### Collected material
>>>>

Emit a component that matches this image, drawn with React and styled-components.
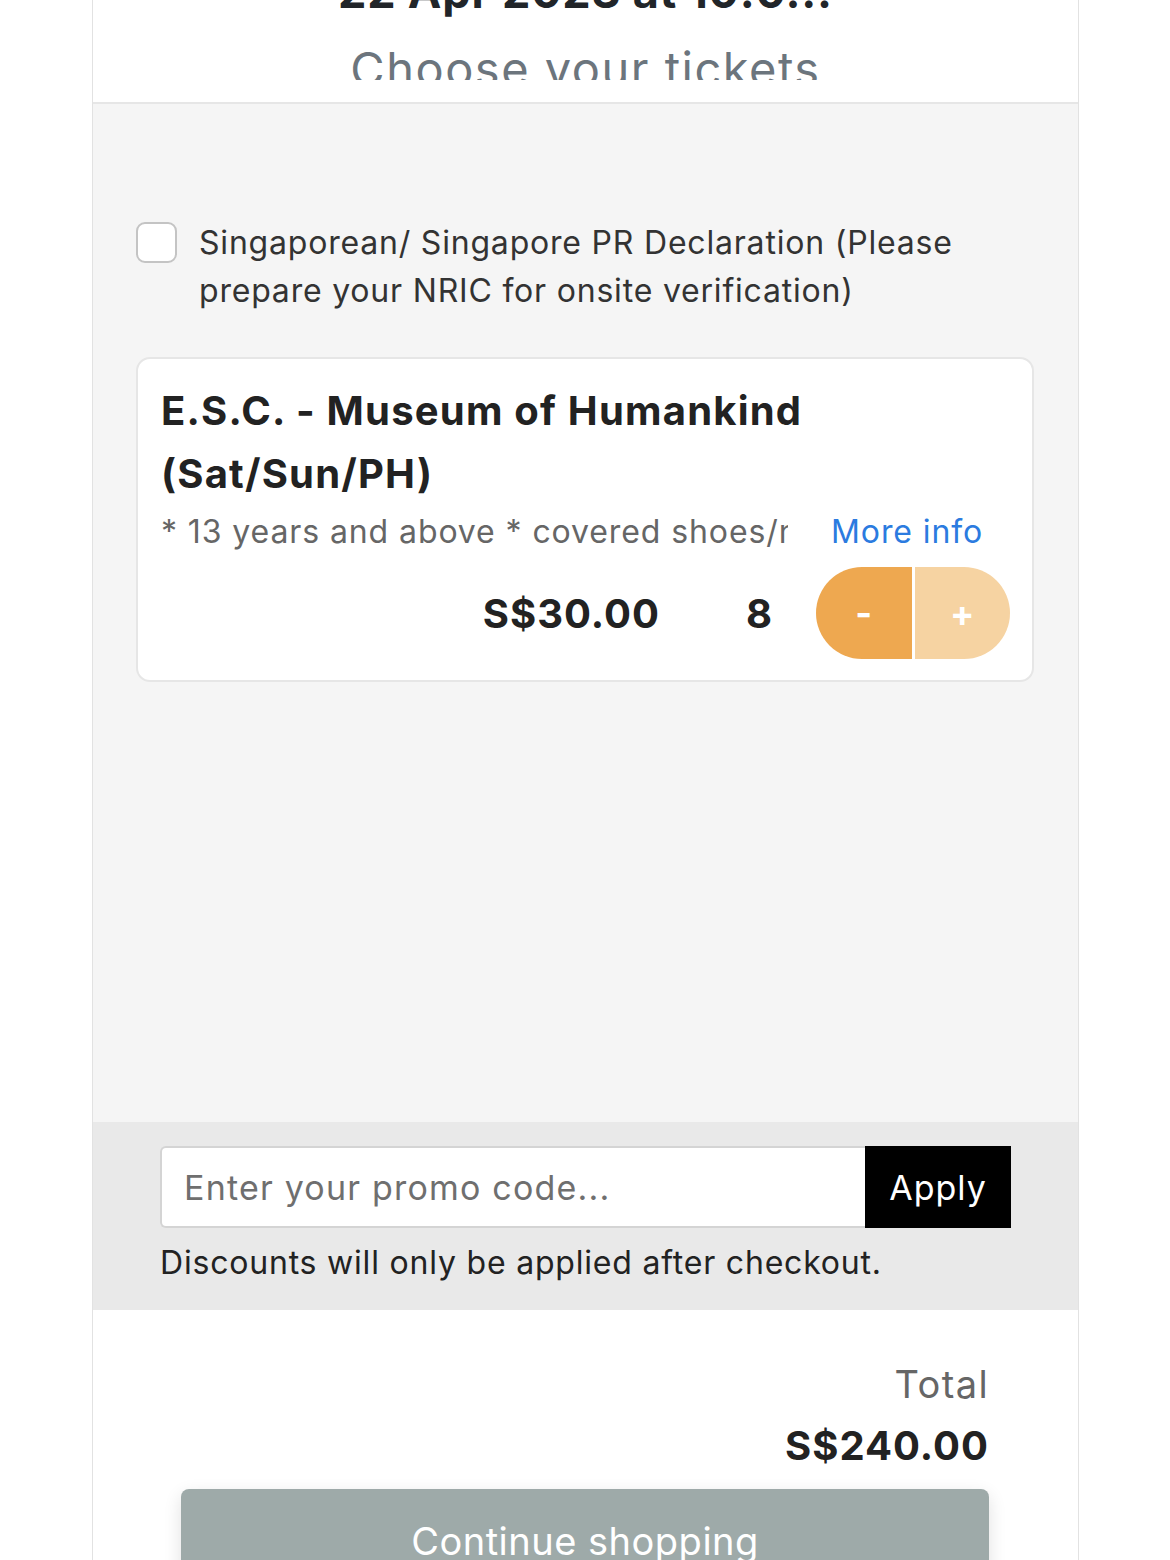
import styled, { createGlobalStyle } from "styled-components"

const GlobalStyle = createGlobalStyle`
  html, body {
    margin: 0;
    padding: 0;
    background: #ffffff;
  }
  body {
    font-family: Inter, "Noto Sans", "Liberation Sans", sans-serif;
    color: #212529;
    overflow: hidden;
  }
  * { box-sizing: border-box; }
`

const Page = styled.div`
  width: 1170px;
  height: 1560px;
  overflow: hidden;
  padding-left: 92px;
`

const Panel = styled.div`
  width: 987px;
  min-height: 1560px;
  border-left: 1.5px solid #e2e2e2;
  border-right: 1.5px solid #e2e2e2;
  display: flex;
  flex-direction: column;
`

const Header = styled.header`
  background: #fff;
  height: 104px;
  border-bottom: 2px solid #e6e6e6;
  display: flex;
  flex-direction: column;
`

const HeaderClip = styled.div`
  height: 80px;
  overflow: hidden;
  text-align: center;
`

const EventDate = styled.h1`
  margin: -30px 0 0;
  font-size: 45px;
  line-height: 44px;
  font-weight: 700;
  letter-spacing: 0.8px;
  color: #212529;
`

const Subtitle = styled.h2`
  margin: 29px 0 0;
  font-size: 47px;
  line-height: 52px;
  font-weight: 400;
  letter-spacing: 1.5px;
  color: #6c757d;
`

const Body = styled.main`
  background: #f5f5f5;
  height: 1018px;
  padding: 115px 44px 0 43px;
`

const CheckRow = styled.label`
  display: flex;
  align-items: flex-start;
  gap: 22px;
  font-size: 32px;
  letter-spacing: 0.8px;
  line-height: 48px;
  color: #333;
`

const CheckBox = styled.span`
  flex: none;
  width: 41px;
  height: 41px;
  margin-top: 3px;
  border: 2px solid #c4c4c4;
  border-radius: 9px;
  background: #fff;
`

const Card = styled.section`
  margin-top: 42px;
  background: #fff;
  border: 2px solid #e6e6e6;
  border-radius: 14px;
  padding: 20px 22px 21px 23px;
`

const CardTitle = styled.h3`
  margin: 0;
  font-size: 40px;
  line-height: 63px;
  font-weight: 700;
  color: #222;
  letter-spacing: 1.2px;
`

const InfoRow = styled.div`
  margin-top: 3px;
  display: flex;
  align-items: center;
  font-size: 32px;
  letter-spacing: 0.9px;
  line-height: 48px;
`

const Desc = styled.span`
  flex: none;
  width: 627px;
  overflow: hidden;
  white-space: nowrap;
  color: #666;
`

const MoreInfo = styled.a`
  margin-left: 43px;
  color: #2b7be0;
  text-decoration: none;
  white-space: nowrap;
`

const PriceRow = styled.div`
  margin-top: 11px;
  display: flex;
  justify-content: flex-end;
  align-items: center;
`

const Price = styled.span`
  font-size: 40px;
  font-weight: 700;
  letter-spacing: 1px;
  color: #222;
`

const Qty = styled.span`
  margin-left: 86px;
  margin-right: 44px;
  font-size: 40px;
  font-weight: 700;
  color: #222;
`

const Stepper = styled.div`
  display: flex;
  height: 92px;
  width: 194px;
  border-radius: 46px;
  overflow: hidden;
`

const StepButton = styled.button`
  flex: 1;
  border: none;
  padding: 0;
  background: ${(p) => (p.$light ? "#f6d3a2" : "#eea850")};
  color: #fff;
  font-family: inherit;
  font-size: 36px;
  font-weight: 700;
  border-left: ${(p) => (p.$light ? "3px solid #fff" : "none")};
`

const Promo = styled.section`
  background: #e9e9e9;
  height: 188px;
  padding: 24px 67px 0;
`

const PromoForm = styled.div`
  display: flex;
  height: 82px;
`

const PromoInput = styled.input`
  flex: 1;
  min-width: 0;
  border: 2px solid #d4d4d4;
  border-right: none;
  border-radius: 6px 0 0 6px;
  background: #fff;
  padding: 0 22px;
  font-family: inherit;
  font-size: 34px;
  letter-spacing: 1.2px;
  color: #333;
  &::placeholder { color: #6f6f6f; }
`

const ApplyButton = styled.button`
  width: 146px;
  border: none;
  background: #000;
  color: #fff;
  font-family: inherit;
  font-size: 34px;
  letter-spacing: 1px;
`

const Note = styled.p`
  margin: 13px 0 0;
  font-size: 32px;
  letter-spacing: 0.8px;
  line-height: 44px;
  color: #222;
`

const Summary = styled.section`
  background: #fff;
  flex: 1;
  padding: 47px 89px 0 88px;
  display: flex;
  flex-direction: column;
  align-items: flex-end;
`

const TotalLabel = styled.span`
  font-size: 38px;
  line-height: 54px;
  letter-spacing: 1.4px;
  color: #666;
`

const TotalValue = styled.span`
  margin-top: 8px;
  font-size: 40px;
  line-height: 54px;
  font-weight: 700;
  letter-spacing: 1px;
  color: #222;
`

const ContinueButton = styled.button`
  margin-top: 16px;
  width: 808px;
  height: 110px;
  border: none;
  border-radius: 8px;
  background: #9eaaa9;
  color: #fff;
  font-family: inherit;
  font-size: 38px;
  letter-spacing: 0.5px;
  padding: 0;
  display: flex;
  justify-content: center;
  align-items: flex-start;
  line-height: 104px;
  box-shadow: 0 6px 18px rgba(0, 0, 0, 0.12);
`

export default function App() {
  return (
    <Page>
      <GlobalStyle />
      <Panel>
        <Header>
          <HeaderClip>
            <EventDate>22 Apr 2023 at 10:0...</EventDate>
            <Subtitle>Choose your tickets</Subtitle>
          </HeaderClip>
        </Header>

        <Body>
          <CheckRow>
            <CheckBox />
            <span>Singaporean/ Singapore PR Declaration (Please prepare your NRIC for onsite verification)</span>
          </CheckRow>

          <Card>
            <CardTitle>E.S.C. - Museum of Humankind (Sat/Sun/PH)</CardTitle>
            <InfoRow>
              <Desc>* 13 years and above * covered shoes/needed</Desc>
              <MoreInfo href="#">More info</MoreInfo>
            </InfoRow>
            <PriceRow>
              <Price>S$30.00</Price>
              <Qty>8</Qty>
              <Stepper>
                <StepButton>-</StepButton>
                <StepButton $light>+</StepButton>
              </Stepper>
            </PriceRow>
          </Card>
        </Body>

        <Promo>
          <PromoForm>
            <PromoInput placeholder="Enter your promo code..." />
            <ApplyButton>Apply</ApplyButton>
          </PromoForm>
          <Note>Discounts will only be applied after checkout.</Note>
        </Promo>

        <Summary>
          <TotalLabel>Total</TotalLabel>
          <TotalValue>S$240.00</TotalValue>
          <ContinueButton>Continue shopping</ContinueButton>
        </Summary>
      </Panel>
    </Page>
  )
}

<<<<

### Given instruction
Reproduce every line exactly and omit all pictures.

### Answer for the task
Emit a component that matches this image, drawn with React and styled-components.
import styled, { createGlobalStyle } from "styled-components"

const GlobalStyle = createGlobalStyle`
  html, body {
    margin: 0;
    padding: 0;
    background: #ffffff;
  }
  body {
    font-family: Inter, "Noto Sans", "Liberation Sans", sans-serif;
    color: #212529;
    overflow: hidden;
  }
  * { box-sizing: border-box; }
`

const Page = styled.div`
  width: 1170px;
  height: 1560px;
  overflow: hidden;
  padding-left: 92px;
`

const Panel = styled.div`
  width: 987px;
  min-height: 1560px;
  border-left: 1.5px solid #e2e2e2;
  border-right: 1.5px solid #e2e2e2;
  display: flex;
  flex-direction: column;
`

const Header = styled.header`
  background: #fff;
  height: 104px;
  border-bottom: 2px solid #e6e6e6;
  display: flex;
  flex-direction: column;
`

const HeaderClip = styled.div`
  height: 80px;
  overflow: hidden;
  text-align: center;
`

const EventDate = styled.h1`
  margin: -30px 0 0;
  font-size: 45px;
  line-height: 44px;
  font-weight: 700;
  letter-spacing: 0.8px;
  color: #212529;
`

const Subtitle = styled.h2`
  margin: 29px 0 0;
  font-size: 47px;
  line-height: 52px;
  font-weight: 400;
  letter-spacing: 1.5px;
  color: #6c757d;
`

const Body = styled.main`
  background: #f5f5f5;
  height: 1018px;
  padding: 115px 44px 0 43px;
`

const CheckRow = styled.label`
  display: flex;
  align-items: flex-start;
  gap: 22px;
  font-size: 32px;
  letter-spacing: 0.8px;
  line-height: 48px;
  color: #333;
`

const CheckBox = styled.span`
  flex: none;
  width: 41px;
  height: 41px;
  margin-top: 3px;
  border: 2px solid #c4c4c4;
  border-radius: 9px;
  background: #fff;
`

const Card = styled.section`
  margin-top: 42px;
  background: #fff;
  border: 2px solid #e6e6e6;
  border-radius: 14px;
  padding: 20px 22px 21px 23px;
`

const CardTitle = styled.h3`
  margin: 0;
  font-size: 40px;
  line-height: 63px;
  font-weight: 700;
  color: #222;
  letter-spacing: 1.2px;
`

const InfoRow = styled.div`
  margin-top: 3px;
  display: flex;
  align-items: center;
  font-size: 32px;
  letter-spacing: 0.9px;
  line-height: 48px;
`

const Desc = styled.span`
  flex: none;
  width: 627px;
  overflow: hidden;
  white-space: nowrap;
  color: #666;
`

const MoreInfo = styled.a`
  margin-left: 43px;
  color: #2b7be0;
  text-decoration: none;
  white-space: nowrap;
`

const PriceRow = styled.div`
  margin-top: 11px;
  display: flex;
  justify-content: flex-end;
  align-items: center;
`

const Price = styled.span`
  font-size: 40px;
  font-weight: 700;
  letter-spacing: 1px;
  color: #222;
`

const Qty = styled.span`
  margin-left: 86px;
  margin-right: 44px;
  font-size: 40px;
  font-weight: 700;
  color: #222;
`

const Stepper = styled.div`
  display: flex;
  height: 92px;
  width: 194px;
  border-radius: 46px;
  overflow: hidden;
`

const StepButton = styled.button`
  flex: 1;
  border: none;
  padding: 0;
  background: ${(p) => (p.$light ? "#f6d3a2" : "#eea850")};
  color: #fff;
  font-family: inherit;
  font-size: 36px;
  font-weight: 700;
  border-left: ${(p) => (p.$light ? "3px solid #fff" : "none")};
`

const Promo = styled.section`
  background: #e9e9e9;
  height: 188px;
  padding: 24px 67px 0;
`

const PromoForm = styled.div`
  display: flex;
  height: 82px;
`

const PromoInput = styled.input`
  flex: 1;
  min-width: 0;
  border: 2px solid #d4d4d4;
  border-right: none;
  border-radius: 6px 0 0 6px;
  background: #fff;
  padding: 0 22px;
  font-family: inherit;
  font-size: 34px;
  letter-spacing: 1.2px;
  color: #333;
  &::placeholder { color: #6f6f6f; }
`

const ApplyButton = styled.button`
  width: 146px;
  border: none;
  background: #000;
  color: #fff;
  font-family: inherit;
  font-size: 34px;
  letter-spacing: 1px;
`

const Note = styled.p`
  margin: 13px 0 0;
  font-size: 32px;
  letter-spacing: 0.8px;
  line-height: 44px;
  color: #222;
`

const Summary = styled.section`
  background: #fff;
  flex: 1;
  padding: 47px 89px 0 88px;
  display: flex;
  flex-direction: column;
  align-items: flex-end;
`

const TotalLabel = styled.span`
  font-size: 38px;
  line-height: 54px;
  letter-spacing: 1.4px;
  color: #666;
`

const TotalValue = styled.span`
  margin-top: 8px;
  font-size: 40px;
  line-height: 54px;
  font-weight: 700;
  letter-spacing: 1px;
  color: #222;
`

const ContinueButton = styled.button`
  margin-top: 16px;
  width: 808px;
  height: 110px;
  border: none;
  border-radius: 8px;
  background: #9eaaa9;
  color: #fff;
  font-family: inherit;
  font-size: 38px;
  letter-spacing: 0.5px;
  padding: 0;
  display: flex;
  justify-content: center;
  align-items: flex-start;
  line-height: 104px;
  box-shadow: 0 6px 18px rgba(0, 0, 0, 0.12);
`

export default function App() {
  return (
    <Page>
      <GlobalStyle />
      <Panel>
        <Header>
          <HeaderClip>
            <EventDate>22 Apr 2023 at 10:0...</EventDate>
            <Subtitle>Choose your tickets</Subtitle>
          </HeaderClip>
        </Header>

        <Body>
          <CheckRow>
            <CheckBox />
            <span>Singaporean/ Singapore PR Declaration (Please prepare your NRIC for onsite verification)</span>
          </CheckRow>

          <Card>
            <CardTitle>E.S.C. - Museum of Humankind (Sat/Sun/PH)</CardTitle>
            <InfoRow>
              <Desc>* 13 years and above * covered shoes/needed</Desc>
              <MoreInfo href="#">More info</MoreInfo>
            </InfoRow>
            <PriceRow>
              <Price>S$30.00</Price>
              <Qty>8</Qty>
              <Stepper>
                <StepButton>-</StepButton>
                <StepButton $light>+</StepButton>
              </Stepper>
            </PriceRow>
          </Card>
        </Body>

        <Promo>
          <PromoForm>
            <PromoInput placeholder="Enter your promo code..." />
            <ApplyButton>Apply</ApplyButton>
          </PromoForm>
          <Note>Discounts will only be applied after checkout.</Note>
        </Promo>

        <Summary>
          <TotalLabel>Total</TotalLabel>
          <TotalValue>S$240.00</TotalValue>
          <ContinueButton>Continue shopping</ContinueButton>
        </Summary>
      </Panel>
    </Page>
  )
}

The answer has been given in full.